→ WRITTEN REQUEST: Leave the pictures out and print every record below exactly as it stands.

## Start ROWS

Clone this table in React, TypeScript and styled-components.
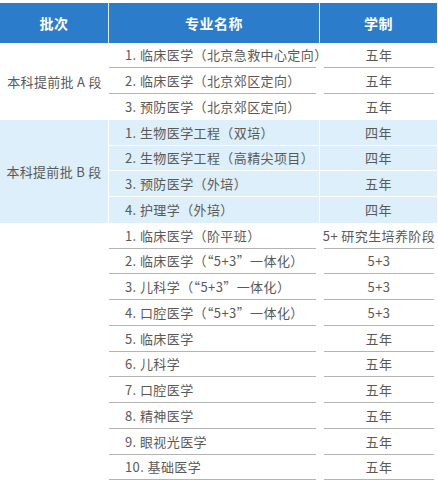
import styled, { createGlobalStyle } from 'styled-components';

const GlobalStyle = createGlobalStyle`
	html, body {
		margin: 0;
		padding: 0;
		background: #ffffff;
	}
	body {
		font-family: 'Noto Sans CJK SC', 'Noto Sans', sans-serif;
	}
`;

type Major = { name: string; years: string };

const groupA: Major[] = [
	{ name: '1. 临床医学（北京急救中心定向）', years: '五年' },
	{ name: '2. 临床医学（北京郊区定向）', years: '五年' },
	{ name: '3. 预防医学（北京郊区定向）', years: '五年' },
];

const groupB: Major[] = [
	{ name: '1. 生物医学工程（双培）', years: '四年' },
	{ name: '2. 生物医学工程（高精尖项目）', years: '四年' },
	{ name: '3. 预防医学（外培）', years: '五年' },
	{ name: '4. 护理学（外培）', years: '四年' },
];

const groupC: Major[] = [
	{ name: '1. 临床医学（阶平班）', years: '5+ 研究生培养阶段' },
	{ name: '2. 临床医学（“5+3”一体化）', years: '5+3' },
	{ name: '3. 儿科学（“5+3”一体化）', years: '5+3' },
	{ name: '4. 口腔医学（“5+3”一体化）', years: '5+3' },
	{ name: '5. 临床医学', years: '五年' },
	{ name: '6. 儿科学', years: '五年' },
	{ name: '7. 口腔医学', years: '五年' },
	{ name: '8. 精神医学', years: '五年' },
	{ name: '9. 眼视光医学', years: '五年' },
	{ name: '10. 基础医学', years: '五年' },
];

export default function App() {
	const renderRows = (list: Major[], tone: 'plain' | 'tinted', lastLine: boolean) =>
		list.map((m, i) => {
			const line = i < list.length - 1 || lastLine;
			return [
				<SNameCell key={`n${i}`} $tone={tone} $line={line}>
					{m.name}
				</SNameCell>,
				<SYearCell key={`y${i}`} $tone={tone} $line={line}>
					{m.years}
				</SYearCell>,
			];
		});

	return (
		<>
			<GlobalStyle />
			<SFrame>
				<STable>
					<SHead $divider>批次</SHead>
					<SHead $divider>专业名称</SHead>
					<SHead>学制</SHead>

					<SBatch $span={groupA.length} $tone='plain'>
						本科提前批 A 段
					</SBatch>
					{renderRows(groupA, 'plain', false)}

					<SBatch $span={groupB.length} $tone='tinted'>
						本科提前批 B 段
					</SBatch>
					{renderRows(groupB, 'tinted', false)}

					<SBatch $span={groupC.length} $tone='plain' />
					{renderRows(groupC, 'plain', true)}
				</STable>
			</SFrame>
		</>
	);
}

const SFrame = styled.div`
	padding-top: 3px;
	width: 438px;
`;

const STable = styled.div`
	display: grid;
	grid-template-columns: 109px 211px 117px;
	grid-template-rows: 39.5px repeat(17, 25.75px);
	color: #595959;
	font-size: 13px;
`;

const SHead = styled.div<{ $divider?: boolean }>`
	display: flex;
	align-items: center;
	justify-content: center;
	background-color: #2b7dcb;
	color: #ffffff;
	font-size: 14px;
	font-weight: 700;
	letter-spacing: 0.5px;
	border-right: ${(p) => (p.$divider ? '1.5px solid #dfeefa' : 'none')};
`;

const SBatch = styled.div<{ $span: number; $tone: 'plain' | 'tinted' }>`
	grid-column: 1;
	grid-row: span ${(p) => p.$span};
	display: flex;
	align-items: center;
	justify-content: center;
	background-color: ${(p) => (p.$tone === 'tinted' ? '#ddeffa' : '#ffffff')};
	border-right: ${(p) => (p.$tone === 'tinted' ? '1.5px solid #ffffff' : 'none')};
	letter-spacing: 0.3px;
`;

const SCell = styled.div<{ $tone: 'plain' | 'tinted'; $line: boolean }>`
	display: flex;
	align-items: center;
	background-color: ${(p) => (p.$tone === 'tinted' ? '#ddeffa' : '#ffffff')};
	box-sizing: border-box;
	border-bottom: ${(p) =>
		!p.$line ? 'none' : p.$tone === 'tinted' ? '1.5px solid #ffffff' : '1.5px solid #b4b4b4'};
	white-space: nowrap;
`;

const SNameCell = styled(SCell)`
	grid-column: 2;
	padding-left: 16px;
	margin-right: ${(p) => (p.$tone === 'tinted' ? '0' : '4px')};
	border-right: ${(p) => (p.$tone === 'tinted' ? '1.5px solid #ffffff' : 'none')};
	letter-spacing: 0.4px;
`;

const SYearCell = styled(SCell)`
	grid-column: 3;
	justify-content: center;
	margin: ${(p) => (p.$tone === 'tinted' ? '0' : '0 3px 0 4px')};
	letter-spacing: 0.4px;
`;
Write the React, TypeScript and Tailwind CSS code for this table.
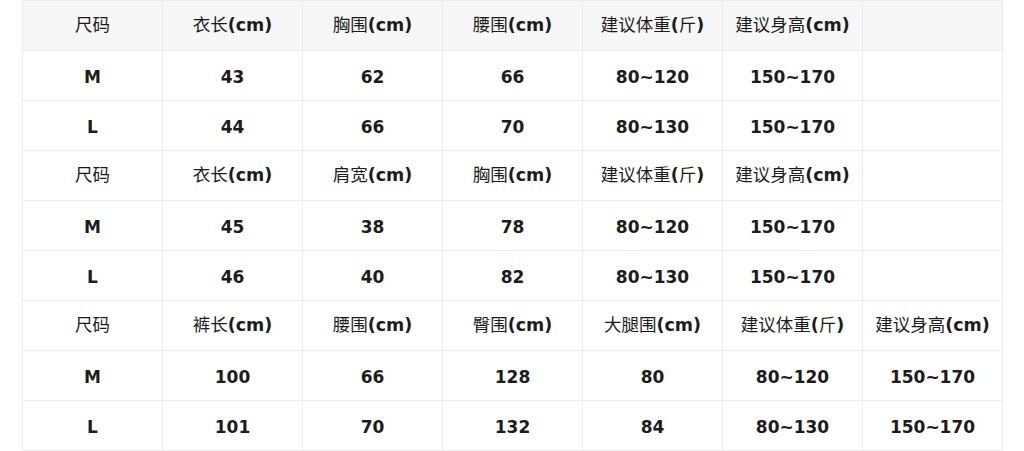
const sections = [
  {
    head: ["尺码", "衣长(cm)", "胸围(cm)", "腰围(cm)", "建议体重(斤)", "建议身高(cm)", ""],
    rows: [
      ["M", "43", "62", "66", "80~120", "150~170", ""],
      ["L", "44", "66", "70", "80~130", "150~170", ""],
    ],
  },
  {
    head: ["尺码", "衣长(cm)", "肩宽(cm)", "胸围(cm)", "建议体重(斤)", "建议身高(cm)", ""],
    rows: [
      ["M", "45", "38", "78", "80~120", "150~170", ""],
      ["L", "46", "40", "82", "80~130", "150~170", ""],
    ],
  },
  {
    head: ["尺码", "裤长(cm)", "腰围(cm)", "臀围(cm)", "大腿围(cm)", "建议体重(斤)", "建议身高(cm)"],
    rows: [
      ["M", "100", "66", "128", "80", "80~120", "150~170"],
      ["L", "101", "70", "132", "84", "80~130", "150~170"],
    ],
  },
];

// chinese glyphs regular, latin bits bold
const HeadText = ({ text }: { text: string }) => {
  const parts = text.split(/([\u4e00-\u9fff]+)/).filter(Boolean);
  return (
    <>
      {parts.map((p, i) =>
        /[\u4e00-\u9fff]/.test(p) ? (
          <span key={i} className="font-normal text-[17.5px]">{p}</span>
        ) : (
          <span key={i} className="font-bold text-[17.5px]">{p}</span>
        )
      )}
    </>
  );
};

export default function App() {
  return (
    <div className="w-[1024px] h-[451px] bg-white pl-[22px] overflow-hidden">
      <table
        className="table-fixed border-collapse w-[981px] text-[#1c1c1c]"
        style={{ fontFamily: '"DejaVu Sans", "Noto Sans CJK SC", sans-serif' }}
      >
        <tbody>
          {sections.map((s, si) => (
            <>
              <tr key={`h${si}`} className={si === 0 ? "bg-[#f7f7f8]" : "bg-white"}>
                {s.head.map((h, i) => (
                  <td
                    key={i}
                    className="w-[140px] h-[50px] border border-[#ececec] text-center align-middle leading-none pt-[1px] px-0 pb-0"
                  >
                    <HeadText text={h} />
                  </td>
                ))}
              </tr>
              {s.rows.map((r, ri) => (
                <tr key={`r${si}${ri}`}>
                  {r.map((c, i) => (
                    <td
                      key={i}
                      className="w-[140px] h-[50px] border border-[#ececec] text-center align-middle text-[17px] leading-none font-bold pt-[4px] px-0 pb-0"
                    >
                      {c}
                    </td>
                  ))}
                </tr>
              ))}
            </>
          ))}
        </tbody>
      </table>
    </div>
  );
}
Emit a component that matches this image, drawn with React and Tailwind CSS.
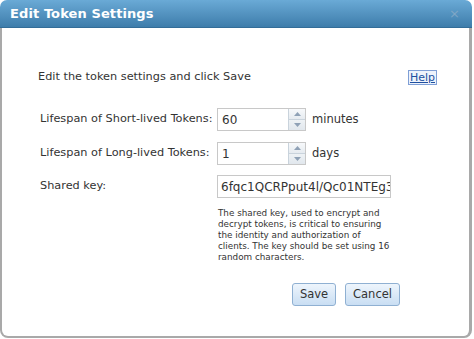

## End ROWS

→ COMPLETE OUTPUT:
Clone this table in React, TypeScript and styled-components.
import styled, { createGlobalStyle } from 'styled-components';

const GlobalStyle = createGlobalStyle`
	html, body {
		margin: 0;
		padding: 0;
		background: #ffffff;
	}
	body {
		font-family: 'Noto Sans CJK SC', 'Noto Sans', sans-serif;
	}
`;

type Major = { name: string; years: string };

const groupA: Major[] = [
	{ name: '1. 临床医学（北京急救中心定向）', years: '五年' },
	{ name: '2. 临床医学（北京郊区定向）', years: '五年' },
	{ name: '3. 预防医学（北京郊区定向）', years: '五年' },
];

const groupB: Major[] = [
	{ name: '1. 生物医学工程（双培）', years: '四年' },
	{ name: '2. 生物医学工程（高精尖项目）', years: '四年' },
	{ name: '3. 预防医学（外培）', years: '五年' },
	{ name: '4. 护理学（外培）', years: '四年' },
];

const groupC: Major[] = [
	{ name: '1. 临床医学（阶平班）', years: '5+ 研究生培养阶段' },
	{ name: '2. 临床医学（“5+3”一体化）', years: '5+3' },
	{ name: '3. 儿科学（“5+3”一体化）', years: '5+3' },
	{ name: '4. 口腔医学（“5+3”一体化）', years: '5+3' },
	{ name: '5. 临床医学', years: '五年' },
	{ name: '6. 儿科学', years: '五年' },
	{ name: '7. 口腔医学', years: '五年' },
	{ name: '8. 精神医学', years: '五年' },
	{ name: '9. 眼视光医学', years: '五年' },
	{ name: '10. 基础医学', years: '五年' },
];

export default function App() {
	const renderRows = (list: Major[], tone: 'plain' | 'tinted', lastLine: boolean) =>
		list.map((m, i) => {
			const line = i < list.length - 1 || lastLine;
			return [
				<SNameCell key={`n${i}`} $tone={tone} $line={line}>
					{m.name}
				</SNameCell>,
				<SYearCell key={`y${i}`} $tone={tone} $line={line}>
					{m.years}
				</SYearCell>,
			];
		});

	return (
		<>
			<GlobalStyle />
			<SFrame>
				<STable>
					<SHead $divider>批次</SHead>
					<SHead $divider>专业名称</SHead>
					<SHead>学制</SHead>

					<SBatch $span={groupA.length} $tone='plain'>
						本科提前批 A 段
					</SBatch>
					{renderRows(groupA, 'plain', false)}

					<SBatch $span={groupB.length} $tone='tinted'>
						本科提前批 B 段
					</SBatch>
					{renderRows(groupB, 'tinted', false)}

					<SBatch $span={groupC.length} $tone='plain' />
					{renderRows(groupC, 'plain', true)}
				</STable>
			</SFrame>
		</>
	);
}

const SFrame = styled.div`
	padding-top: 3px;
	width: 438px;
`;

const STable = styled.div`
	display: grid;
	grid-template-columns: 109px 211px 117px;
	grid-template-rows: 39.5px repeat(17, 25.75px);
	color: #595959;
	font-size: 13px;
`;

const SHead = styled.div<{ $divider?: boolean }>`
	display: flex;
	align-items: center;
	justify-content: center;
	background-color: #2b7dcb;
	color: #ffffff;
	font-size: 14px;
	font-weight: 700;
	letter-spacing: 0.5px;
	border-right: ${(p) => (p.$divider ? '1.5px solid #dfeefa' : 'none')};
`;

const SBatch = styled.div<{ $span: number; $tone: 'plain' | 'tinted' }>`
	grid-column: 1;
	grid-row: span ${(p) => p.$span};
	display: flex;
	align-items: center;
	justify-content: center;
	background-color: ${(p) => (p.$tone === 'tinted' ? '#ddeffa' : '#ffffff')};
	border-right: ${(p) => (p.$tone === 'tinted' ? '1.5px solid #ffffff' : 'none')};
	letter-spacing: 0.3px;
`;

const SCell = styled.div<{ $tone: 'plain' | 'tinted'; $line: boolean }>`
	display: flex;
	align-items: center;
	background-color: ${(p) => (p.$tone === 'tinted' ? '#ddeffa' : '#ffffff')};
	box-sizing: border-box;
	border-bottom: ${(p) =>
		!p.$line ? 'none' : p.$tone === 'tinted' ? '1.5px solid #ffffff' : '1.5px solid #b4b4b4'};
	white-space: nowrap;
`;

const SNameCell = styled(SCell)`
	grid-column: 2;
	padding-left: 16px;
	margin-right: ${(p) => (p.$tone === 'tinted' ? '0' : '4px')};
	border-right: ${(p) => (p.$tone === 'tinted' ? '1.5px solid #ffffff' : 'none')};
	letter-spacing: 0.4px;
`;

const SYearCell = styled(SCell)`
	grid-column: 3;
	justify-content: center;
	margin: ${(p) => (p.$tone === 'tinted' ? '0' : '0 3px 0 4px')};
	letter-spacing: 0.4px;
`;
Write the React, TypeScript and Tailwind CSS code for this table.
const sections = [
  {
    head: ["尺码", "衣长(cm)", "胸围(cm)", "腰围(cm)", "建议体重(斤)", "建议身高(cm)", ""],
    rows: [
      ["M", "43", "62", "66", "80~120", "150~170", ""],
      ["L", "44", "66", "70", "80~130", "150~170", ""],
    ],
  },
  {
    head: ["尺码", "衣长(cm)", "肩宽(cm)", "胸围(cm)", "建议体重(斤)", "建议身高(cm)", ""],
    rows: [
      ["M", "45", "38", "78", "80~120", "150~170", ""],
      ["L", "46", "40", "82", "80~130", "150~170", ""],
    ],
  },
  {
    head: ["尺码", "裤长(cm)", "腰围(cm)", "臀围(cm)", "大腿围(cm)", "建议体重(斤)", "建议身高(cm)"],
    rows: [
      ["M", "100", "66", "128", "80", "80~120", "150~170"],
      ["L", "101", "70", "132", "84", "80~130", "150~170"],
    ],
  },
];

// chinese glyphs regular, latin bits bold
const HeadText = ({ text }: { text: string }) => {
  const parts = text.split(/([\u4e00-\u9fff]+)/).filter(Boolean);
  return (
    <>
      {parts.map((p, i) =>
        /[\u4e00-\u9fff]/.test(p) ? (
          <span key={i} className="font-normal text-[17.5px]">{p}</span>
        ) : (
          <span key={i} className="font-bold text-[17.5px]">{p}</span>
        )
      )}
    </>
  );
};

export default function App() {
  return (
    <div className="w-[1024px] h-[451px] bg-white pl-[22px] overflow-hidden">
      <table
        className="table-fixed border-collapse w-[981px] text-[#1c1c1c]"
        style={{ fontFamily: '"DejaVu Sans", "Noto Sans CJK SC", sans-serif' }}
      >
        <tbody>
          {sections.map((s, si) => (
            <>
              <tr key={`h${si}`} className={si === 0 ? "bg-[#f7f7f8]" : "bg-white"}>
                {s.head.map((h, i) => (
                  <td
                    key={i}
                    className="w-[140px] h-[50px] border border-[#ececec] text-center align-middle leading-none pt-[1px] px-0 pb-0"
                  >
                    <HeadText text={h} />
                  </td>
                ))}
              </tr>
              {s.rows.map((r, ri) => (
                <tr key={`r${si}${ri}`}>
                  {r.map((c, i) => (
                    <td
                      key={i}
                      className="w-[140px] h-[50px] border border-[#ececec] text-center align-middle text-[17px] leading-none font-bold pt-[4px] px-0 pb-0"
                    >
                      {c}
                    </td>
                  ))}
                </tr>
              ))}
            </>
          ))}
        </tbody>
      </table>
    </div>
  );
}
Emit a component that matches this image, drawn with React and Tailwind CSS.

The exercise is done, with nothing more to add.